The Role of Drag and Gravity on Dust Concentration in a Gravitationally Unstable Disc
Testing the Impact of Different Physics
The spiral arms in a gravitationally unstable protoplanetary disc are regions of both pressure maxima and gravitational potential minima. Thus, both the drag and gravitational force can influence the motion of dust.
To investigate the role of drag and gravity on the dust dynamics, we perform four simulations with different physics. The evolution of the dust in each simulation is shown in Figure 1 and described below.
- Full Physics (top left) - The dust feels the drag force, and the gravitational force due to the gas and dust. The dust rapidly drifts towards and concentrates in the spiral arms, eventually forming gravitationally bound clumps.
- No Dust Self-Gravity (top right) - The dust no longer feels the gravity of other dust particles. The evolution of the dust is similar to the Full Physics simulation, except the dust can no longer clump together.
- Drag Only (bottom left) - The dust only feels the drag force. The absence of gravity prevents the dust from tracing the gas spiral arms as before.
- Gravity Only (bottom right) - The dust only feels the gravity of gas and dust. Although the dust initially forms spiral structures, the absence of the drag force causes the dust to quickly decouple from the gas resulting in a smooth dust disc.
Neither drag nor gravity on their own is enough to trap dust. Their combined influence is necessary for the dust to become trapped in the gas spirals.
Rapid Formation of Earth-Mass Clumps
The results presented here show that planet formation through gravitational instability may not be limited to just giant planets.
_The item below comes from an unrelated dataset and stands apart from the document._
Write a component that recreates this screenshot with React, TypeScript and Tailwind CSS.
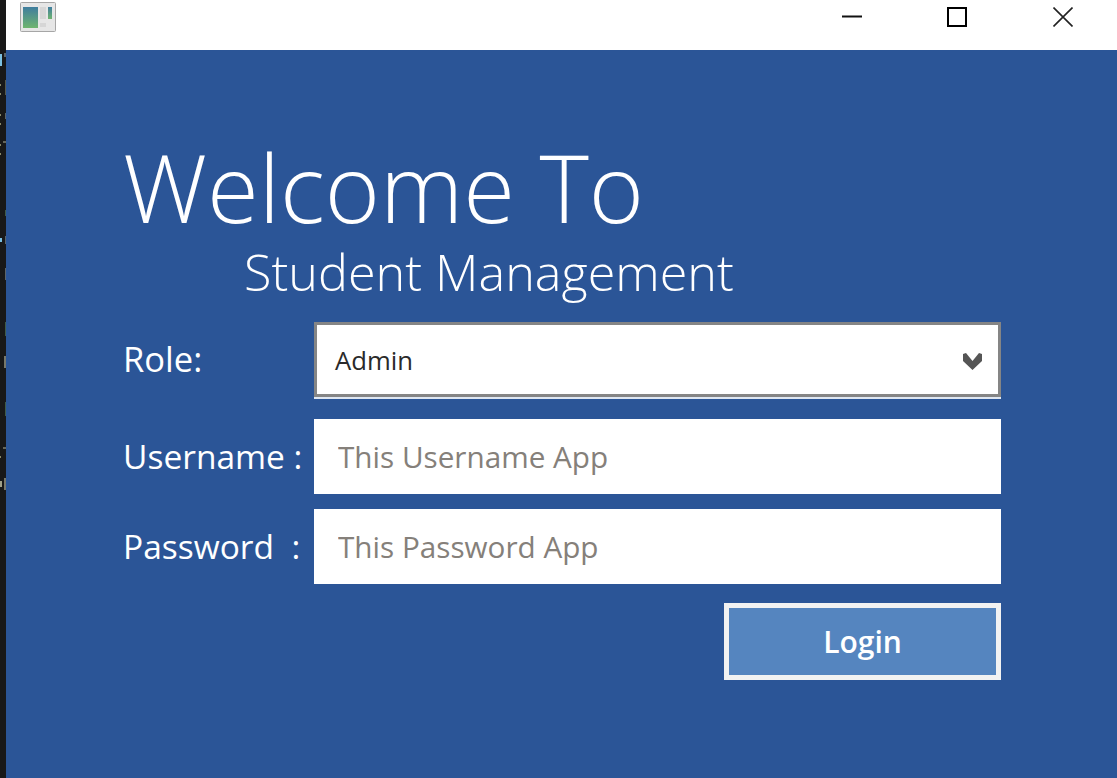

The spiral arms of gravitationally unstable discs provide conditions that favour dust concentration which rapidly collapses to form numerous Earth mass clumps. The mass distribution of the clumps formed in the Full Physics simulation is shown in Figure 2.
The short timescale at which the Earth mass clumps form could help explain how some of the observed discs exhibit ring & gap structure (often associated with evidence of planet formation) despite being less than a million years old.